JANUARY 15, 2005
VOLUME 2 NO. 1
 

Medical simulation centres: now for FPs, too

From suturing to catastrophe training, the trend in Canada is
to simulate and stimulate


Need a quick refresher course on your general suturing skills? Want to polish up your neonatal resuscitation techniques? Wish you could update your expertise in joint pain? Why not sign up for a medical simulation course in which you can safely upgrade your skills without having to fumble around on — or in — a live patient.

Virtual simulation labs have been around for several years. The first were adapted from airline industry simulations of in-flight crises that became a mandatory part of crew training. Dr David M Gaba, a professor of anesthesia at Stanford University School of Medicine in Palo Alto, CA, did the first medical adaptations using high-fidelity patient simulators in his own field of anesthesia. The idea caught on quickly. And now, with the availability of virtual patients from programs like SimMan and patient care task trainers, courses are popping up all over North America.

SIMULATION NATION
In Canada simulation centres linked with teaching hospitals are flourishing. The courses were traditionally aimed at trauma/emergency care, ICU, surgeons, anesthetist-related procedures and teaching medical students. But the courses are now branching out, becoming more available to community physicians as CME-type courses, as well as assessing foreign-trained doctors and nurses. This type of simulation program tends to be more low-tech and broad based. By all accounts, doctors are taking to them like fish to water.
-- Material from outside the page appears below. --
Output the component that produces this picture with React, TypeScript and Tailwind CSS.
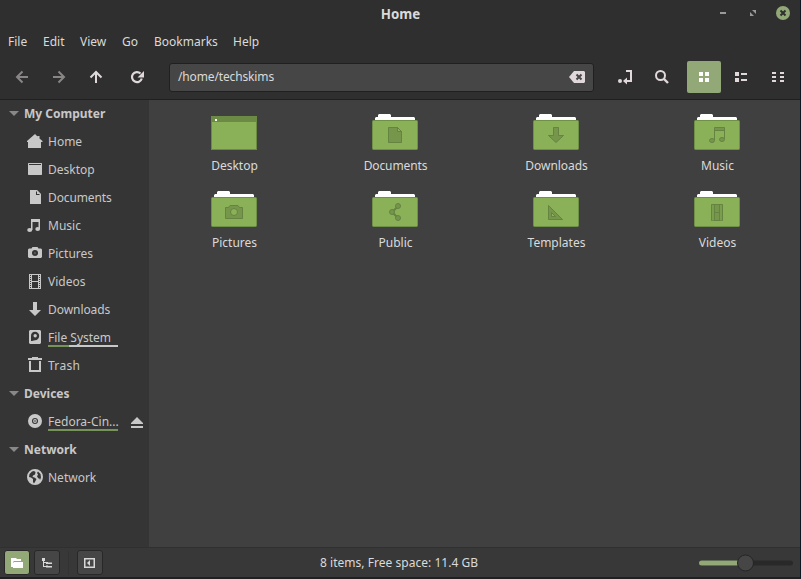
import type { ReactNode } from "react";

const menuItems = [
    { label: "File", width: "w-[35px]" },
    { label: "Edit", width: "w-[37px]" },
    { label: "View", width: "w-[42px]" },
    { label: "Go", width: "w-[32px]" },
    { label: "Bookmarks", width: "w-[79px]" },
    { label: "Help", width: "w-[40px]" },
];

const sideIcons: Record<string, ReactNode> = {
    home: <path d="M8 1l2.500 2.500V3h2v2.500L15.500 8v1H14v6H1V9H0V8z" />,
    desktop: <path fillRule="evenodd" d="M1.500 2h13l.5.5v11l-.5.5h-13l-.5-.5v-11zM2 3v1h12V3z" />,
    documents: (
        <>
            <path d="M3 1h7l4 4v10H3z" />
            <path d="M9 2v4h4z" fill="#353535" />
            <path d="M10 1.500V5h3.500z" />
        </>
    ),
    music: (
        <>
            <path d="M4 2h9v10h-1.500V5h-6v8H4z" />
            <ellipse cx="2.700" cy="13" rx="2.500" ry="2" />
            <ellipse cx="10.700" cy="12" rx="2.400" ry="2" />
        </>
    ),
    pictures: (
        <>
            <path d="M5.500 2h5l1 1.500H14l1 1V12l-1 1H2l-1-1V4.500l1-1h2.500z" />
            <circle cx="8" cy="8" r="3" fill="#353535" />
            <circle cx="8" cy="8" r="1.200" fill="#555" />
        </>
    ),
    videos: (
        <path
            fillRule="evenodd"
            d="M2 1h12v15H2zM5 2v6h6V2zM5 9v6h6V9zM3 2v1h1V2zM3 4v1h1V4zM3 6v1h1V6zM3 8v1h1V8zM3 10v1h1v-1zM3 12v1h1v-1zM3 14v1h1v-1zM12 2v1h1V2zM12 4v1h1V4zM12 6v1h1V6zM12 8v1h1V8zM12 10v1h1v-1zM12 12v1h1v-1zM12 14v1h1v-1z"
        />
    ),
    downloads: <path d="M6 1h4v8h4l-6 6-6-6h4z" />,
    filesystem: (
        <>
            <path d="M3 1h10l1 1v12l-1 1H3l-1-1V2z" />
            <path d="M8 2.800a4.200 4.200 0 1 1 0 8.400L5 12H4V7a4.200 4.200 0 0 1 4-4.200z" fill="#353535" />
            <circle cx="8.200" cy="6.800" r="1.700" />
        </>
    ),
    trash: <path fillRule="evenodd" d="M5 0h6v1h4v2H1V1h4zM2 4h12v11H2zM4 4v9h8V4z" />,
    disc: (
        <>
            <path fillRule="evenodd" d="M8 1a7 7 0 1 1 0 14A7 7 0 0 1 8 1zM8 5a3 3 0 1 0 0 6 3 3 0 0 0 0-6z" />
            <circle cx="8" cy="8" r="1.900" />
            <circle cx="8" cy="8" r=".8" fill="#353535" />
        </>
    ),
    network: (
        <path
            fillRule="evenodd"
            d="M8 0a8 8 0 1 1 0 16A8 8 0 0 1 8 0zM5 2.500 2.500 5 2 8l2 .5 2 1.500v3l1 1.500 1.500-2.500 1-2-2-1.500L5.500 8 6 6.500l2-1L8.500 3 7 2zM11 2.500 10 4l1 1.500-1 2 1.500 2h1l.5 1.500L14 8.500 13.500 5z"
        />
    ),
};

const places = [
    { label: "Home", icon: "home" },
    { label: "Desktop", icon: "desktop" },
    { label: "Documents", icon: "documents", tracking: "tracking-[-0.11px]" },
    { label: "Music", icon: "music" },
    { label: "Pictures", icon: "pictures" },
    { label: "Videos", icon: "videos" },
    { label: "Downloads", icon: "downloads", tracking: "tracking-[-0.06px]" },
    { label: "File System", icon: "filesystem", used: 30 },
    { label: "Trash", icon: "trash", tracking: "tracking-[0.3px]" },
];

const emblems: Record<string, ReactNode> = {
    Documents: (
        <>
            <path d="M16.500 13.500h9l4 4v11h-13z" />
            <path d="M25.500 13.500v4h4z" fill="#8ab158" />
        </>
    ),
    Downloads: <path d="M20.500 13.500h5v8h5l-7.500 7-7.500-7h5z" />,
    Music: (
        <>
            <path d="M20.500 13.500h10V25M20.500 16.500h10M20.500 13.500V26" fill="none" />
            <path d="M21 14h9v2h-9z" stroke="none" />
            <ellipse cx="18" cy="26.500" rx="2.500" ry="2" />
            <ellipse cx="28" cy="25.500" rx="2.500" ry="2" />
        </>
    ),
    Pictures: (
        <>
            <path d="M14.500 16.500h3l1.500-2h8l1.500 2h3v11h-17z" />
            <circle cx="23" cy="21" r="3.500" fill="#8ab158" />
        </>
    ),
    Public: (
        <>
            <path d="M26 15.500 20 21l6 6" fill="none" strokeWidth="2" />
            <circle cx="26" cy="15" r="2.500" />
            <circle cx="20" cy="21" r="2.500" />
            <circle cx="26" cy="27" r="2.500" />
        </>
    ),
    Templates: (
        <>
            <path d="M15.500 14.500v14h14z" />
            <path d="M18.500 21.500v4h4z" fill="#8ab158" />
        </>
    ),
    Videos: (
        <>
            <path d="M17.500 13.500h11v16h-11zM20.500 13.500v16M25.500 13.500v16M20.500 21.500h5" />
            <path d="M19 14.500v15M27 14.500v15" stroke="#8ab158" strokeDasharray="1 1" />
        </>
    ),
};

const folders = [
    { name: "Desktop" },
    { name: "Documents", tracking: "tracking-[-0.11px]" },
    { name: "Downloads", tracking: "tracking-[-0.06px]" },
    { name: "Music" },
    { name: "Pictures" },
    { name: "Public" },
    { name: "Templates" },
    { name: "Videos" },
];

const FolderIcon = ({ name }: { name: string }) => {
    if (name === "Desktop") {
        return (
            <svg width="46" height="36" viewBox="0 0 46 36">
                <path d="M0 2h46v34H0z" fill="#6b8b45" />
                <path d="M1 8h44v27H1z" fill="#8ab158" />
                <path d="M4 5h2v2H4z" fill="#fff" />
            </svg>
        );
    }
    return (
        <svg width="46" height="36" viewBox="0 0 46 36">
            <path d="M3 8V4l1-1h2V1l1-1h11l1 1v2h23l1 1v4z" fill="#fff" />
            <rect x=".5" y="6.500" width="45" height="29" rx="1" fill="#8ab158" stroke="#6f9147" />
            <g fill="#75964b" stroke="#658341">{emblems[name]}</g>
        </svg>
    );
};

const SideHeader = ({ label }: { label: string }) => (
    <div className="flex h-7 items-center pl-[9px] font-bold">
        <svg width="10" height="5" viewBox="0 0 10 5" className="mr-[5px]">
            <path d="M0 0h10L5 5z" fill="#888" />
        </svg>
        <span className="pt-[2px]">{label}</span>
    </div>
);

type SideItemProps = { label: string; icon: string; used?: number; tracking?: string };

const SideItem = ({ label, icon, used, tracking }: SideItemProps) => (
    <div className="flex h-7 items-center pl-[27px]">
        <svg width="16" height="16" viewBox="0 0 16 16" fill="#c8c8c8" className="mr-[5px]">
            {sideIcons[icon]}
        </svg>
        <div className="relative w-[70px] pt-[2px] whitespace-nowrap">
            <span className={tracking}>{label}</span>
            {used !== undefined && (
                <div className="absolute bottom-0 left-0 h-[2px] w-[70px] bg-[#c8c8c8]">
                    <div className="h-full bg-[#76935a]" style={{ width: `${used}%` }} />
                </div>
            )}
        </div>
        {icon === "disc" && (
            <svg width="12" height="11" viewBox="0 0 12 11" fill="#c8c8c8" className="ml-[13px] mt-[2px]">
                <path d="M6 0l6 6v1H0V6zM0 9h12v2H0z" />
            </svg>
        )}
    </div>
);

const TitleBar = () => (
    <div className="flex h-7 items-center">
        <div className="w-[100px] shrink-0" />
        <h1 className="flex-1 text-center text-[13.3px] leading-7 font-bold text-[#dadada]">Home</h1>
        <svg width="99" height="28" viewBox="701 0 99 28" className="shrink-0">
            <path d="M720 12h6v2h-6z" fill="#999" />
            <path d="M752 10h4v4zM750 12l4 4h-4z" fill="#999" />
            <circle cx="783" cy="13" r="7" fill="#92a977" />
            <path d="m780.500 10.500 5 5m0-5-5 5" stroke="#2f2f2f" strokeWidth="2" />
        </svg>
    </div>
);

const Toolbar = () => (
    <div className="flex h-[44px] items-center">
        <svg width="160" height="44" viewBox="0 55 160 44" fill="none" strokeWidth="2" className="mr-[9px]">
            <path d="M28 77H17m5.500-5.500L17 77l5.500 5.500" stroke="#8a8686" />
            <path d="M53 77h11m-5.500-5.500L64 77l-5.500 5.500" stroke="#8a8686" />
            <path d="M96 83V72m-5.500 5.500L96 72l5.500 5.500" stroke="#e0d8da" />
            <path d="M140.500 73.500a5 5 0 1 0 1.300 5" stroke="#e0d8da" strokeWidth="2.200" />
            <path d="M144 71v6.500h-6.500z" fill="#e0d8da" />
        </svg>
        <div className="flex h-[29px] w-[425px] items-center justify-between rounded-[3px] border border-[#202020] bg-[#464646] pr-[8px] pl-[8px] text-[#dadada]">
            <span className="tracking-[-0.14px]">/home/techskims</span>
            <svg width="16" height="12" viewBox="0 0 16 12">
                <path d="M5 0h10l1 1v10l-1 1H5L0 6z" fill="#e0d8da" />
                <path d="m7.500 3.500 5 5m0-5-5 5" stroke="#464646" strokeWidth="2" />
            </svg>
        </div>
        <svg width="93" height="44" viewBox="594 55 93 44" fill="none" stroke="#e0d8da">
            <circle cx="620" cy="81" r="2" fill="#e0d8da" stroke="none" />
            <path d="M626 71h5v10h-5" strokeWidth="2" />
            <path d="M627 77.500v7l-4-3.500z" fill="#e0d8da" stroke="none" />
            <circle cx="660.500" cy="75.500" r="4.500" strokeWidth="2" />
            <path d="m664 79 4 4" strokeWidth="2.400" />
        </svg>
        <div className="flex h-[32px] w-[34px] items-center justify-center rounded-[2px] bg-[#92a977]">
            <svg width="10" height="10" viewBox="0 0 10 10" fill="#fff">
                <path d="M0 0h4v4H0zM6 0h4v4H6zM0 6h4v4H0zM6 6h4v4H6z" />
            </svg>
        </div>
        <svg width="79" height="44" viewBox="721 55 79 44" fill="#e0d8da">
            <path d="M735 72h4v4h-4zM735 78h4v4h-4zM741 73h6v2h-6zM741 79h6v2h-6zM772 72h4v2h-4zM772 76h4v2h-4zM772 80h4v2h-4zM780 72h4v2h-4zM780 76h4v2h-4zM780 80h4v2h-4z" />
        </svg>
    </div>
);

const StatusBar = () => (
    <div className="flex h-[30px] items-center border-t border-[#303030] bg-[#383838] pl-[4px]">
        <div className="flex h-[25px] w-[26px] items-center justify-center rounded-[3px] border border-[#282828] bg-[#92a977]">
            <svg width="12" height="10" viewBox="0 0 12 10" fill="#fff">
                <path d="M0 0h5l1 1h4v2H3L2 4v5H0zM3 4h9v6H2V5z" />
            </svg>
        </div>
        <div className="ml-[4px] flex h-[25px] w-[26px] items-center justify-center rounded-[3px] border border-[#282828] bg-[#464646]">
            <svg width="10" height="10" viewBox="0 0 10 10" fill="#d8d8d8">
                <path d="M0 0h3v3H2v1h3v1H2v3h3v1H1V3H0zM4 4h2v2H4zM4 7.500h2v2H4zM6 4.500h4V6H6zM6 8h4v1.500H6z" />
            </svg>
        </div>
        <div className="ml-[8px] h-[24px] w-px bg-[#323232]" />
        <div className="ml-[8px] flex h-[25px] w-[26px] items-center justify-center rounded-[3px] border border-[#282828] bg-[#464646]">
            <svg width="11" height="10" viewBox="0 0 11 10" className="mr-px">
                <path d="M.75.75h9.500v8.500H.75z" fill="none" stroke="#d8d8d8" strokeWidth="1.500" />
                <path d="M6 2v6L3 5z" fill="#d8d8d8" />
            </svg>
        </div>
        <p className="ml-[217px] w-[200px] tracking-[0.03px] whitespace-nowrap text-[#dadada]">8 items, Free space: 11.4 GB</p>
        <svg width="98" height="20" viewBox="0 0 98 20" className="ml-[178px]">
            <rect x="1" y="7.500" width="94" height="5" rx="2.500" fill="#292929" />
            <rect x="1" y="7.500" width="44" height="5" rx="2.500" fill="#92a977" />
            <circle cx="47.500" cy="10" r="8" fill="#464646" stroke="#252525" />
        </svg>
    </div>
);

const App = () => {
    return (
        <div className="flex h-[579px] w-[801px] flex-col overflow-hidden border-r border-b-2 border-r-[#0c1722] border-b-[#211f20] bg-[#2f2f2f] font-['Noto_Sans',sans-serif] text-[12px] leading-[18px]">
            <TitleBar />
            <nav className="flex h-[27px] items-center pl-[8px] text-[#dadada]">
                {menuItems.map((item) => (
                    <span key={item.label} className={item.width}>{item.label}</span>
                ))}
            </nav>
            <Toolbar />
            <div className="flex min-h-0 flex-1 border-t border-[#202020]">
                <aside className="w-[149px] shrink-0 bg-[#353535] text-[#c8c8c8]">
                    <div className="-mt-px">
                        <SideHeader label="My Computer" />
                        {places.map((place) => (
                            <SideItem key={place.label} {...place} />
                        ))}
                        <SideHeader label="Devices" />
                        <SideItem label="Fedora-Cin..." icon="disc" used={100} />
                        <SideHeader label="Network" />
                        <SideItem label="Network" icon="network" />
                    </div>
                </aside>
                <main className="flex-1 bg-[#404040] pt-[14px] pl-[4px]">
                    <ul className="grid grid-cols-[repeat(4,161px)] text-[#dadada]">
                        {folders.map(({ name, tracking }) => (
                            <li key={name} className="flex h-[77px] flex-col items-center">
                                <FolderIcon name={name} />
                                <span className={`mt-[7px] pl-[2px] ${tracking ?? ""}`}>{name}</span>
                            </li>
                        ))}
                    </ul>
                </main>
            </div>
            <StatusBar />
        </div>
    );
};

export default App;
A glimpse inside the simulation lab
Dr Al Thumbs nearly offs his (virtual) patient

Dr Al Thumbs* sat watching a video of himself carrying out a procedure he considered a 'no-brainer.' Suddenly, there he was, captured in living colour for posterity, making a life-threatening medical error. He had switched an acute care patient from an oxygen mask to a bag-type ventilator — without hooking up the oxygen tubing to the new mask. Luckily for Dr Thumbs and his patient, the whole event was virtual.

Inexperienced doctors rely on more experienced MDs to step in when the going gets tough. "This is good for the patient but bad for the doctor," says Dr Randy Wax of the Mount Sinai Human Simulation Program in Toronto. "Using training simulators, doctors can learn by making mistakes safely."

*Not his real name

Mount Sinai Hospital in Toronto is the leading centre for medical simulation. According to Dr Randy Wax, an intensivist and Medical Director of Mount Sinai's Human Simulation Program, there are two types of simulation programs on offer to physicians.

"The first type involves skills training, such as intubation, pelvic exams, resuscitations, new surgical skills — whatever that centre feels is relevant," he explains. "The second type focuses on the human factors involved in multidisciplinary teamwork: communication, decision-making, leadership — the global factors that keep a medical team at top efficiency." Both types of courses use simulators with trainers and mannequins that allow a case to be replayed and analysed.

US LAGS BEHIND
In the US, teaching hospitals aren't always associated with medical schools as they are in Canada, so medical simulation programs have been a little thin on the ground. That's all about to change. An enterprising group of docs from a small hospital in Columbus, OH recently decided to put together a primarily non-surgical medical simulation training centre that should be up and running this spring. Not intended for medical students, this physician-funded facility will target working MDs and residents exclusively.

Developed by Dr Edward Bope, director of the Family Practice Residency at Riverside Methodist Hospital in Columbus, and Pamela Boyers, PhD, Riverside's director of medical education, the Virtual Care Unit will be the first non-military medical simulation centre in the US to follow a patient from emergency through the OR to the ICU.

Dr Boyers put together a team of cardiologists, surgeons, family physicians and internists to design the program, with special input from primary care docs who encouraged them to keep their focus on care of the whole person. A Laboratory Skills Centre, where docs can practise suturing, removing 'bumps and lumps,' pelvic exams, joint care, neonatal resuscitation, intubation and general microvascular techniques, will be included in the facility. This lab allows clinicians and residents to practise critical skills that they may encounter relatively rarely or to learn new procedures.